* TASK DESCRIPTION
Copy every line of the following data that includes the string "index".

· · ·

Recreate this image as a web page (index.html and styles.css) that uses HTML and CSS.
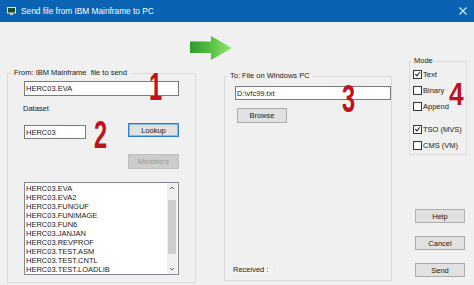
FILE: index.html
```html
<!DOCTYPE html>
<html lang="en">

<head>
    <meta charset="UTF-8">
    <meta name="viewport" content="width=device-width, initial-scale=1.0">
    <title>Send file from IBM Mainframe to PC</title>
    <link rel="stylesheet" href="styles.css">
</head>

<body>
    <div class="window">
        <div class="titlebar">
            <svg class="app-icon" width="9" height="8" viewBox="0 0 9 8">
                <rect x="0.5" y="0.5" width="8" height="5.5" fill="#1d4d2c" stroke="#d8e4dc" />
                <rect x="3" y="6.5" width="3" height="1.5" fill="#d8e4dc" />
            </svg>
            <span class="title">Send file from IBM Mainframe to PC</span>
            <svg class="close" width="8" height="8" viewBox="0 0 8 8">
                <path d="M0.5 0.5 L7.5 7.5 M7.5 0.5 L0.5 7.5" stroke="#d9ecff" stroke-width="1.1" />
            </svg>
        </div>

        <div class="client">
            <div class="arrow-row">
                <svg class="arrow" width="42" height="24" viewBox="0 0 42 24">
                    <defs>
                        <linearGradient id="arrowFill" x1="0" y1="0" x2="1" y2="0">
                            <stop offset="0" stop-color="#2f9a2c" />
                            <stop offset="0.55" stop-color="#5cc447" />
                            <stop offset="1" stop-color="#9be772" />
                        </linearGradient>
                    </defs>
                    <path d="M0 5.5 H21 V0 L42 12 L21 24 V17 H0 Z" fill="url(#arrowFill)" />
                </svg>
            </div>

            <div class="columns">
                <fieldset class="group group-from">
                    <legend>From: IBM Mainframe&nbsp; file to send</legend>
                    <div class="group-body">
                        <input class="field field-wide" type="text" value="HERC03.EVA">
                        <div class="label">Dataset</div>
                        <div class="row">
                            <input class="field field-short" type="text" value="HERC03">
                            <button class="btn btn-default">Lookup</button>
                        </div>
                        <button class="btn btn-disabled" disabled>Members</button>
                        <div class="listbox">
                            <ul class="items">
                                <li>HERC03.EVA</li>
                                <li>HERC03.EVA2</li>
                                <li>HERC03.FUNGUF</li>
                                <li>HERC03.FUNIMAGE</li>
                                <li>HERC03.FUN6</li>
                                <li>HERC03.JANJAN</li>
                                <li>HERC03.REVPROF</li>
                                <li>HERC03.TEST.ASM</li>
                                <li>HERC03.TEST.CNTL</li>
                                <li>HERC03.TEST.LOADLIB</li>
                            </ul>
                            <div class="scrollbar">
                                <svg class="scroll-arrow" width="10" height="10" viewBox="0 0 10 10">
                                    <path d="M3 6 L5 4 L7 6" fill="none" stroke="#606060" stroke-width="1" />
                                </svg>
                                <div class="scroll-track">
                                    <div class="scroll-thumb"></div>
                                </div>
                                <svg class="scroll-arrow" width="10" height="10" viewBox="0 0 10 10">
                                    <path d="M3 4 L5 6 L7 4" fill="none" stroke="#606060" stroke-width="1" />
                                </svg>
                            </div>
                        </div>
                    </div>
                </fieldset>

                <fieldset class="group group-to">
                    <legend>To: File on Windows PC</legend>
                    <div class="group-body">
                        <input class="field field-path" type="text" value="D:\vfc99.txt">
                        <button class="btn btn-browse">Browse</button>
                        <div class="label received">Received :</div>
                    </div>
                </fieldset>

                <div class="side">
                    <fieldset class="group group-mode">
                        <legend>Mode</legend>
                        <div class="group-body">
                            <label class="check"><span class="box checked"></span>Text</label>
                            <label class="check"><span class="box"></span>Binary</label>
                            <label class="check"><span class="box"></span>Append</label>
                            <label class="check spaced"><span class="box checked"></span>TSO (MVS)</label>
                            <label class="check"><span class="box"></span>CMS (VM)</label>
                        </div>
                    </fieldset>
                    <div class="actions">
                        <button class="btn">Help</button>
                        <button class="btn">Cancel</button>
                        <button class="btn">Send</button>
                    </div>
                </div>
            </div>

            <!-- annotation numbers painted over the dialog -->
            <span class="marker marker-1">1</span>
            <span class="marker marker-2">2</span>
            <span class="marker marker-3">3</span>
            <span class="marker marker-4">4</span>
        </div>
    </div>
</body>

</html>
```

FILE: styles.css
```css
body {
    margin: 0px;
    background: #f0f0f0;
}

.window {
    width: 474px;
    height: 285px;
    overflow: hidden;
    background: #f0f0f0;
    font-family: 'Liberation Sans', Arial, sans-serif;
    font-size: 7.5px;
    color: #1a1a1a;
}

.titlebar {
    height: 22px;
    background: #0a62b2;
    display: flex;
    align-items: center;
    padding-left: 7px;
    padding-right: 7px;
}

.app-icon {
    margin-right: 5px;
}

.title {
    color: white;
    font-size: 8.3px;
    flex: 1;
}

.client {
    position: relative;
    height: 263px;
}

.arrow-row {
    box-sizing: border-box;
    height: 34px;
    padding-top: 14px;
    padding-left: 190px;
}

.arrow {
    display: block;
}

.columns {
    display: flex;
    align-items: flex-start;
    padding-left: 7px;
    height: 229px;
}

/* group boxes */

.group {
    margin: 0px;
    padding: 0px;
    border: 1px solid #dcdcdc;
    display: flex;
    flex-direction: column;
    box-sizing: border-box;
}

.group legend {
    padding: 0px 2px;
    line-height: 10px;
    font-size: 7.5px;
}

.group-body {
    display: flex;
    flex-direction: column;
    flex: 1;
}

.group-from {
    margin-top: 12px;
    width: 189px;
    height: 215px;
}

.group-from legend {
    margin-left: 4px;
}

.group-from .group-body {
    padding: 0px 16px;
}

.group-to {
    margin-top: 15px;
    margin-left: 28px;
    width: 166px;
    height: 210px;
}

.group-to legend {
    margin-left: 3px;
}

.group-to .group-body {
    padding: 0px 0px 5px 10px;
}

.side {
    margin-left: 17px;
    width: 58px;
    height: 229px;
    display: flex;
    flex-direction: column;
    box-sizing: border-box;
    padding-bottom: 8px;
}

.group-mode {
    height: 99px;
}

.group-mode legend {
    margin-left: 2px;
}

.group-mode .group-body {
    padding-left: 3px;
}

/* controls */

.field {
    box-sizing: border-box;
    border: 1px solid #7a7a7a;
    background: white;
    font-family: 'Liberation Sans', Arial, sans-serif;
    font-size: 7.5px;
    color: #1a1a1a;
    padding: 0px 1px;
    margin: 0px;
    outline: none;
}

.field-wide {
    margin-top: 3px;
    width: 100%;
    height: 15px;
}

.label {
    line-height: 10px;
}

.group-from .label {
    margin-top: 8px;
    margin-left: -1px;
}

.row {
    display: flex;
    align-items: flex-start;
    margin-top: 9px;
}

.field-short {
    margin-top: 2px;
    width: 62px;
    height: 14px;
}

.btn {
    box-sizing: border-box;
    width: 50px;
    height: 15px;
    padding: 0px;
    margin: 0px;
    border: 1px solid #adadad;
    background: #e1e1e1;
    font-family: 'Liberation Sans', Arial, sans-serif;
    font-size: 7.5px;
    color: #1a1a1a;
}

.btn-default {
    margin-left: auto;
    width: 51px;
    height: 14px;
    border-color: #2a7fd4;
    box-shadow: inset 0px 0px 0px 1px #8dbbe8;
}

.btn-disabled {
    align-self: flex-end;
    margin-top: 15px;
    width: 51px;
    background: #cccccc;
    border-color: #bfbfbf;
    color: #9a9a9a;
}

.listbox {
    margin-top: 13px;
    height: 93px;
    box-sizing: border-box;
    border: 1px solid #828790;
    background: white;
    display: flex;
}

.items {
    list-style: none;
    margin: 0px;
    padding: 1px 0px 0px 1px;
    flex: 1;
}

.items li {
    line-height: 9px;
    height: 9px;
    white-space: nowrap;
}

.scrollbar {
    width: 10px;
    margin-right: 1px;
    display: flex;
    flex-direction: column;
    background: #f0f0f0;
}

.scroll-arrow {
    display: block;
    flex: none;
}

.scroll-track {
    flex: 1;
    padding: 7px 1px 10px 1px;
    display: flex;
}

.scroll-thumb {
    flex: 1;
    background: #cdcdcd;
}

.field-path {
    margin-top: 5px;
    width: 156px;
    height: 14px;
}

.btn-browse {
    align-self: flex-start;
    margin-top: 8px;
    margin-left: 2px;
}

.received {
    margin-top: auto;
    margin-left: -2px;
    width: 40px;
    background: #f4f4f4;
}

/* mode checkboxes */

.check {
    display: flex;
    align-items: center;
    height: 11px;
    margin-top: 5px;
    white-space: nowrap;
}

.check:first-child {
    margin-top: 3px;
}

.check.spaced {
    margin-top: 12px;
}

.box {
    width: 9px;
    height: 9px;
    box-sizing: border-box;
    border: 1px solid #333333;
    background: white;
    margin-right: 1px;
    position: relative;
}

.box.checked::after {
    content: '';
    position: absolute;
    left: 2px;
    top: 0px;
    width: 2px;
    height: 4px;
    border-right: 1px solid #222222;
    border-bottom: 1px solid #222222;
    transform: rotate(40deg);
}

.actions {
    margin-top: auto;
    display: flex;
    flex-direction: column;
    gap: 13px;
    padding-left: 6px;
}

.actions .btn {
    height: 14px;
}

/* red annotation numbers */

.marker {
    position: absolute;
    font-family: 'Liberation Sans', Arial, sans-serif;
    font-weight: bold;
    font-size: 38px;
    line-height: 1;
    color: #c0121c;
    transform: scaleX(0.62);
    transform-origin: left top;
}

.marker-1 {
    left: 149px;
    top: 46px;
}

.marker-2 {
    left: 94px;
    top: 94px;
}

.marker-3 {
    left: 342px;
    top: 58px;
}

.marker-4 {
    left: 449px;
    top: 57px;
    font-size: 31px;
    transform: scaleX(0.85);
}
```
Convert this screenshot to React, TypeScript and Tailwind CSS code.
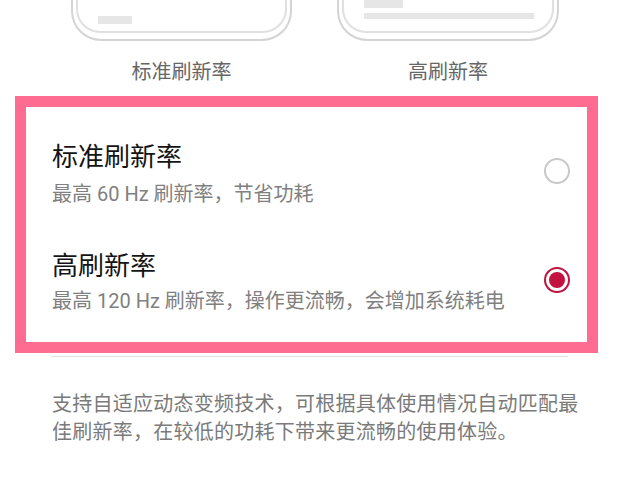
export default function App() {
  return (
    <div
      className="bg-white w-[619px] h-[497px] overflow-hidden"
      style={{ fontFamily: '"Roboto", "Noto Sans CJK SC", sans-serif' }}
    >
      {/* Preview phones */}
      <div className="flex gap-[45px] pl-[71px]">
        <div className="w-[221px] flex flex-col items-center">
          <div className="w-full h-[41px] border-x-2 border-b-2 border-[#d4d4d4] rounded-b-[30px] px-[3px] pb-[6px]">
            <div className="h-full border-x-2 border-b-2 border-[#e0e0e0] rounded-b-[24px] pl-[20px] pt-[16px]">
              <div className="w-[34px] h-[8px] bg-[#e6e6e6]" />
            </div>
          </div>
          <span className="mt-[17px] text-[20px] leading-[28px] text-[#666666]">标准刷新率</span>
        </div>
        <div className="w-[222px] flex flex-col items-center">
          <div className="w-full h-[41px] border-x-2 border-b-2 border-[#d4d4d4] rounded-b-[30px] px-[3px] pb-[6px]">
            <div className="h-full border-x-2 border-b-2 border-[#e0e0e0] rounded-b-[24px] pl-[20px]">
              <div className="w-[39px] h-[8px] bg-[#e6e6e6]" />
              <div className="mt-[5px] w-[170px] h-[6px] bg-[#e6e6e6]" />
            </div>
          </div>
          <span className="mt-[17px] text-[20px] leading-[28px] text-[#666666]">高刷新率</span>
        </div>
      </div>

      {/* Highlighted options */}
      <div className="mx-[15px] mt-[10px] w-[583px] border-[11px] border-[#ff6c92] pt-[34px] pb-[27px] pl-[26px] pr-[17px]">
        <div className="flex items-center">
          <div className="flex-1">
            <div className="text-[26px] leading-[32px] text-[#141414]">标准刷新率</div>
            <div className="mt-[7px] text-[20px] leading-[28px] text-[#808080]">最高 60 Hz 刷新率，节省功耗</div>
          </div>
          <div className="w-[26px] h-[26px] rounded-full border-2 border-[#c8c8c8] -mt-[7px]" />
        </div>
        <div className="flex items-center mt-[42px]">
          <div className="flex-1">
            <div className="text-[26px] leading-[32px] text-[#141414]">高刷新率</div>
            <div className="mt-[5px] text-[20px] leading-[28px] text-[#808080]">最高 120 Hz 刷新率，操作更流畅，会增加系统耗电</div>
          </div>
          <div className="w-[26px] h-[26px] rounded-full border-[2.5px] border-[#c2123f] flex items-center justify-center -mt-[6px]">
            <div className="w-[16px] h-[16px] rounded-full bg-[#c2123f]" />
          </div>
        </div>
      </div>

      <div className="mx-[51px] mt-[3px] h-px bg-[#e2e2e2]" />

      <p className="ml-[52px] mt-[33px] w-[534px] text-[20px] leading-[28px] tracking-[0.25px] text-[#7a7a7a]">
        支持自适应动态变频技术，可根据具体使用情况自动匹配最佳刷新率，在较低的功耗下带来更流畅的使用体验。
      </p>
    </div>
  );
}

· · ·

* SOLUTION BELOW
Recreate this image as a web page (index.html and styles.css) that uses HTML and CSS.
FILE: index.html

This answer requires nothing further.